The goal here is that, as the network grows, the resource cost devoted to protocol traffic should scale at a negligible rate – you never want to stop adding nodes to the network because it costs the rest of the network too much resources to deal with them. If this strategy works, and it seems to on paper, and in simulation, and it’s looking that way from our early tests on real hardware, then there’s no longer a requirement that the network subnet the address space for scalability reasons. This would make it trivial to bridge networks together: you simply need to add links between them, and the protocol takes care of the rest, without requiring any expert knowledge or centralized coordination to partition the address space. These can be physical links, such as an ethernet or fiberoptic cable, wireless links, such as open wifi in ad-hoc mode, or virtual links tunneled across existing networks, such as connecting to a public node via the internet (to bridge networks that are not within a convenient range for real links).


I hope that sheds some light on what is arguably the most important part of Yggdrasil.
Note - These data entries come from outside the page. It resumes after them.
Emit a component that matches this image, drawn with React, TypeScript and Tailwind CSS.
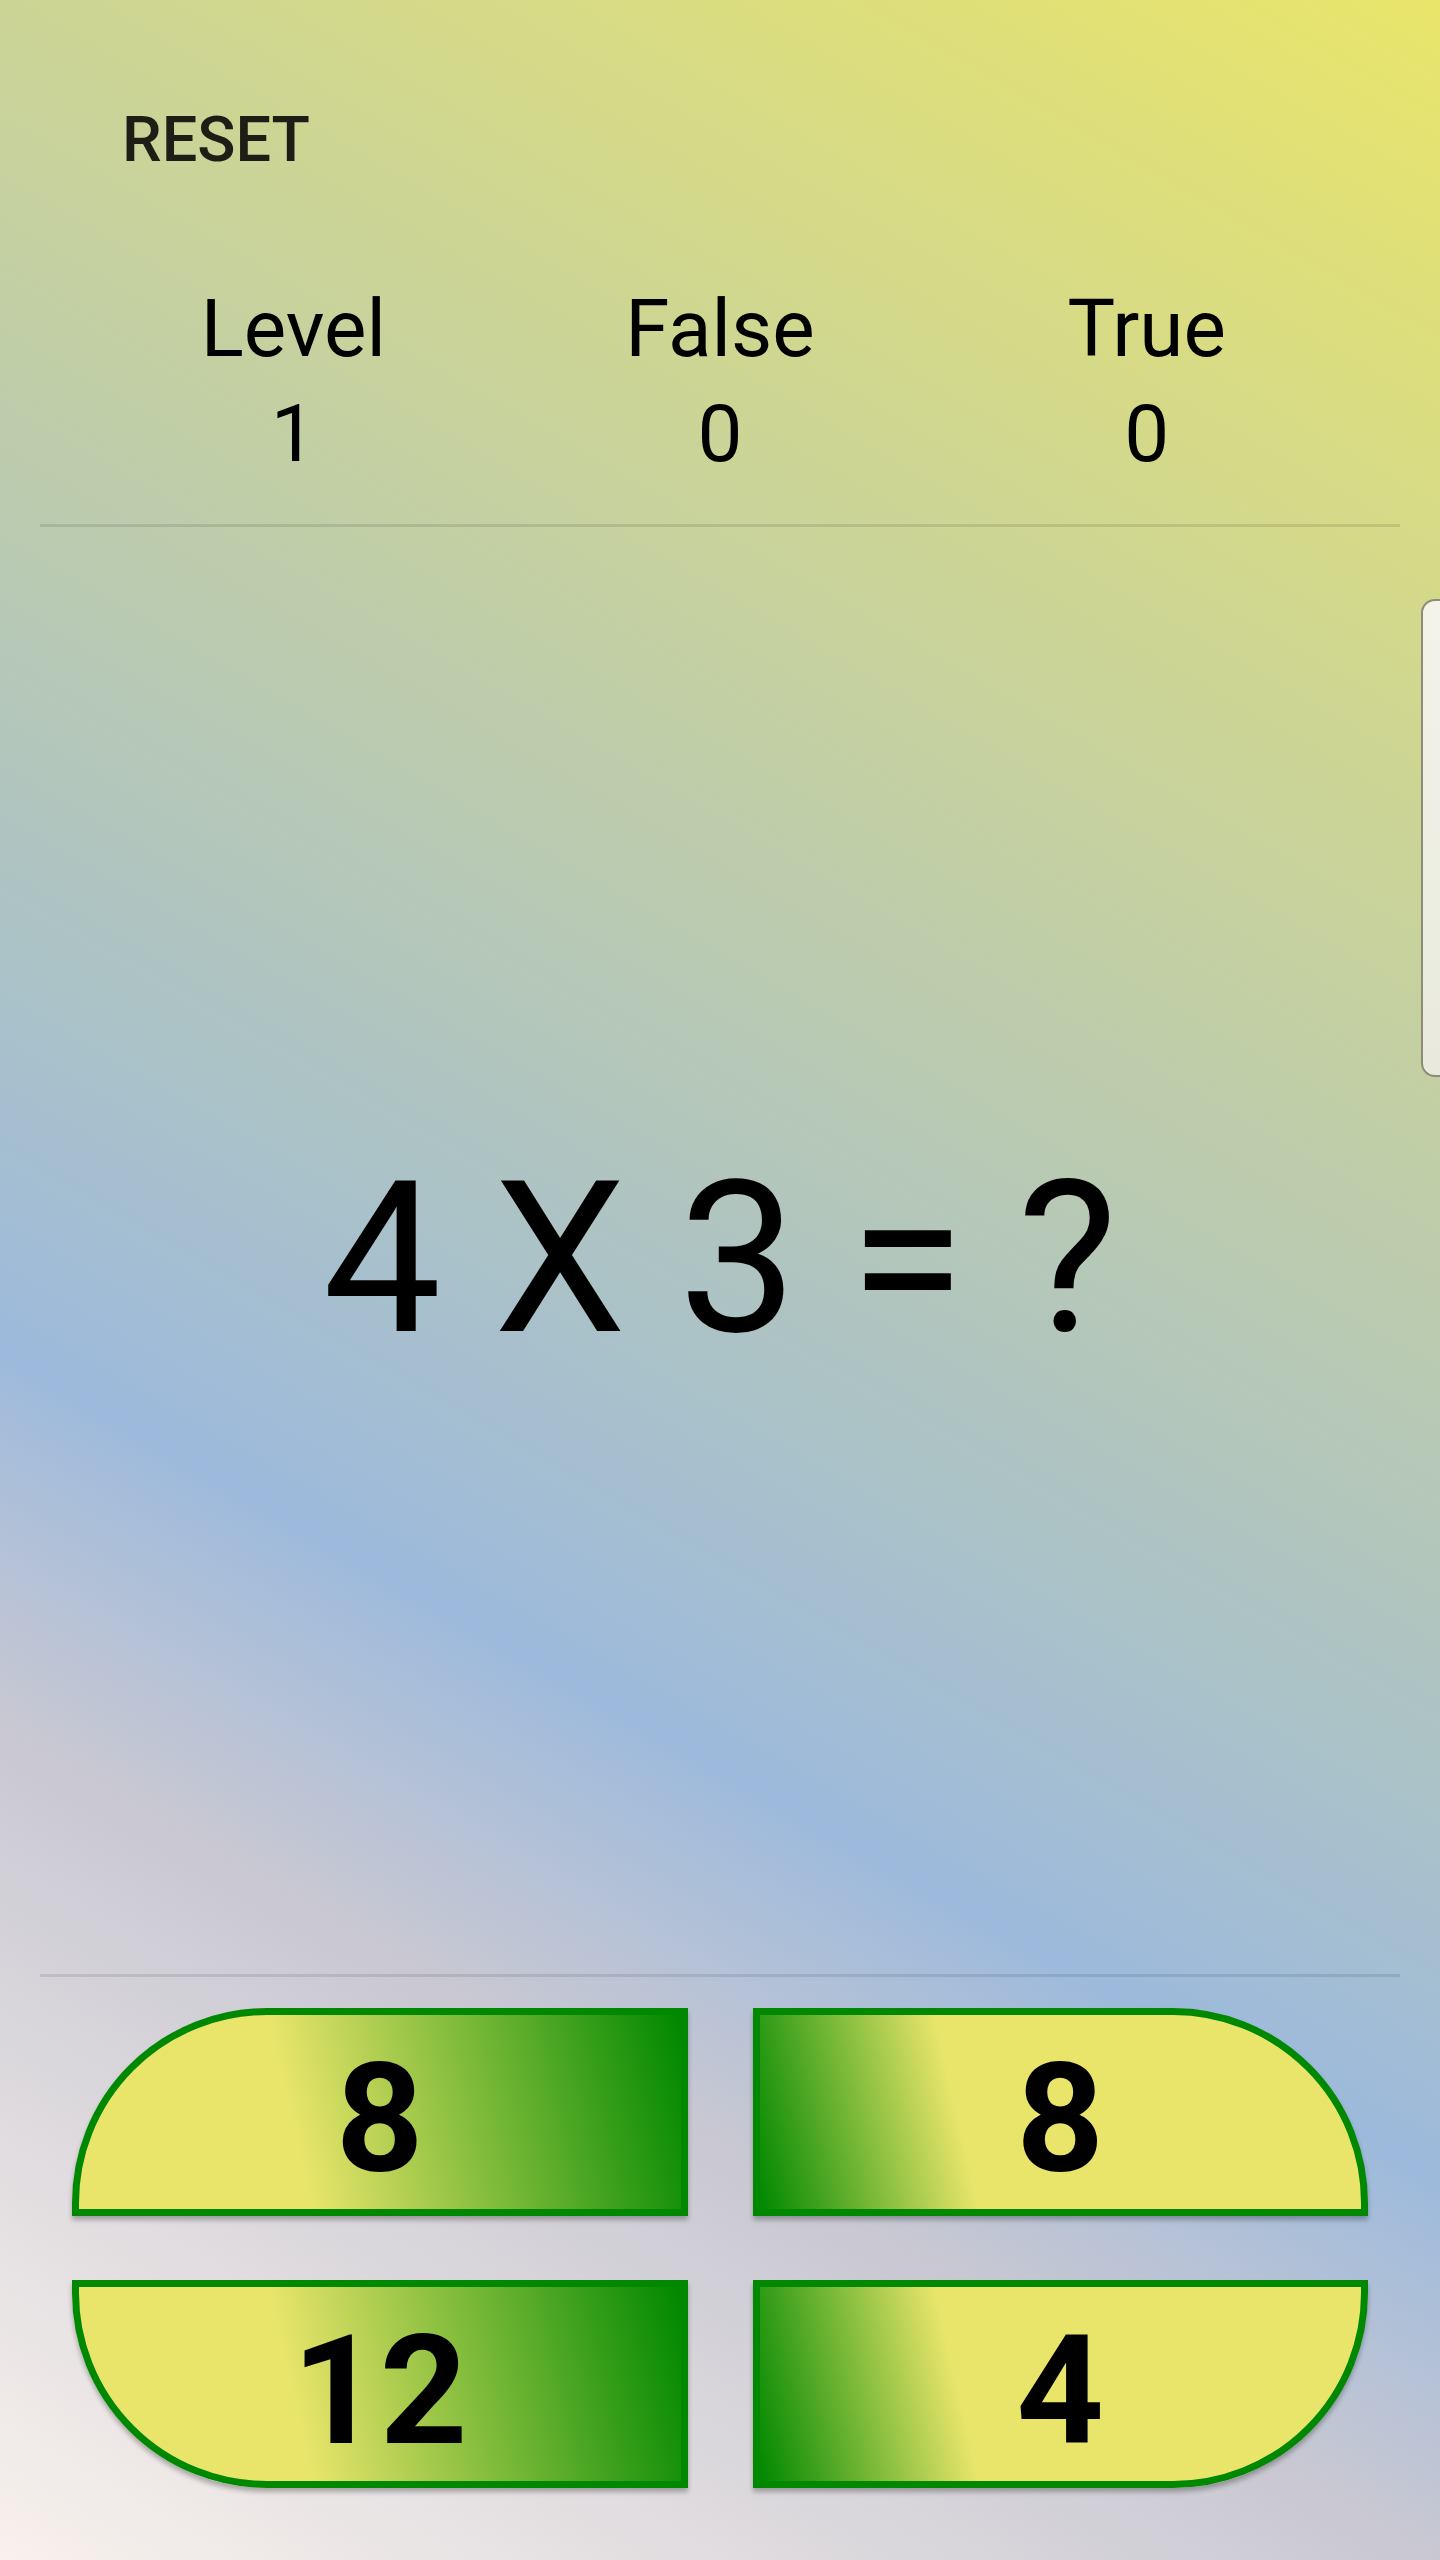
import React from 'react'

const stats = [
  { label: 'Level', value: 1 },
  { label: 'False', value: 0 },
  { label: 'True', value: 0 },
]

const answers = [
  {
    value: 8,
    className:
      'rounded-tl-[195px] bg-[linear-gradient(77deg,#e9e56b_0%,#e9e56b_36%,#008800_100%)]',
  },
  {
    value: 8,
    className:
      'rounded-tr-[195px] bg-[linear-gradient(77deg,#008800_0%,#e9e56b_34%,#e9e56b_100%)]',
  },
  {
    value: 12,
    className:
      'rounded-bl-[195px] bg-[linear-gradient(77deg,#e9e56b_0%,#e9e56b_36%,#008800_100%)]',
  },
  {
    value: 4,
    className:
      'rounded-br-[195px] bg-[linear-gradient(77deg,#008800_0%,#e9e56b_34%,#e9e56b_100%)]',
  },
]

export default function App() {
  return (
    <div
      className="relative w-[1440px] h-[2560px] overflow-hidden bg-[linear-gradient(30deg,#f8f1ed_0%,#c9c8d2_24.5%,#9dbadc_35.7%,#e9e56a_100%)] text-black"
      style={{ fontFamily: 'Roboto, "Noto Sans", sans-serif' }}
    >
      {/* Reset */}
      <div className="pt-[108px] pl-[122px]">
        <button type="button" className="text-[63px] leading-none font-medium text-[#1e1e16]">
          RESET
        </button>
      </div>

      {/* Score board */}
      <div className="mt-[106px] px-[80px] grid grid-cols-3 text-center text-[80px] leading-[105px]">
        {stats.map((s) => (
          <div key={s.label} className="flex flex-col items-center">
            <span>{s.label}</span>
            <span>{s.value}</span>
          </div>
        ))}
      </div>

      <div className="mt-[37px] mx-[40px] h-[3px] bg-black/10" />

      {/* Question */}
      <div className="mt-[627px] text-center text-[211px] leading-none">4 X 3 = ?</div>

      <div className="mt-[609px] mx-[40px] h-[3px] bg-black/10" />

      {/* Answers */}
      <div className="mt-[31px] pl-[72px] w-[1368px] grid grid-cols-2 gap-x-[65px] gap-y-[64px]">
        {answers.map((a, i) => (
          <button
            key={i}
            type="button"
            className={`h-[208px] border-[7px] border-[#008800] shadow-[0_4px_5px_rgba(0,0,0,0.28)] flex items-center justify-center pt-[12px] text-[153px] leading-none font-bold ${a.className}`}
          >
            {a.value}
          </button>
        ))}
      </div>

      {/* Edge panel handle */}
      <div className="absolute left-[1421px] top-[599px] w-[40px] h-[478px] rounded-l-[14px] border-2 border-[#8d8c78] bg-[linear-gradient(180deg,#f3f3ea,#e9eadd)]" />
    </div>
  )
}
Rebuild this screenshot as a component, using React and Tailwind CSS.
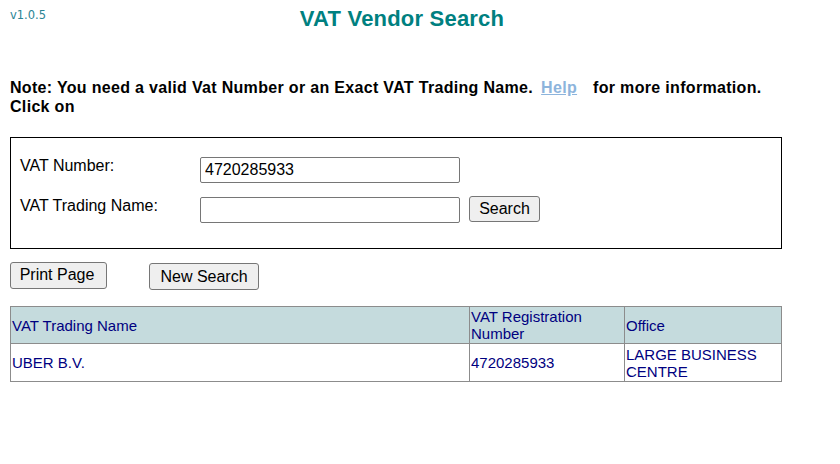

Of course, there’s more to Yggdrasil than just the tree. It was written to test not only the above greedy routing scheme, but a number of other ideas that I thought would be too experimental to try out in e.g. cjdns without prototyping elsewhere first. I plan to go into more detail about other parts of Yggdrasil in my next few posts, including name-dependent routing with cryptographically self-assigned addresses, ongoing work to add a form of backpressure routing for congestion control, and likely some performance studies to show what the effects of some of these trade-offs.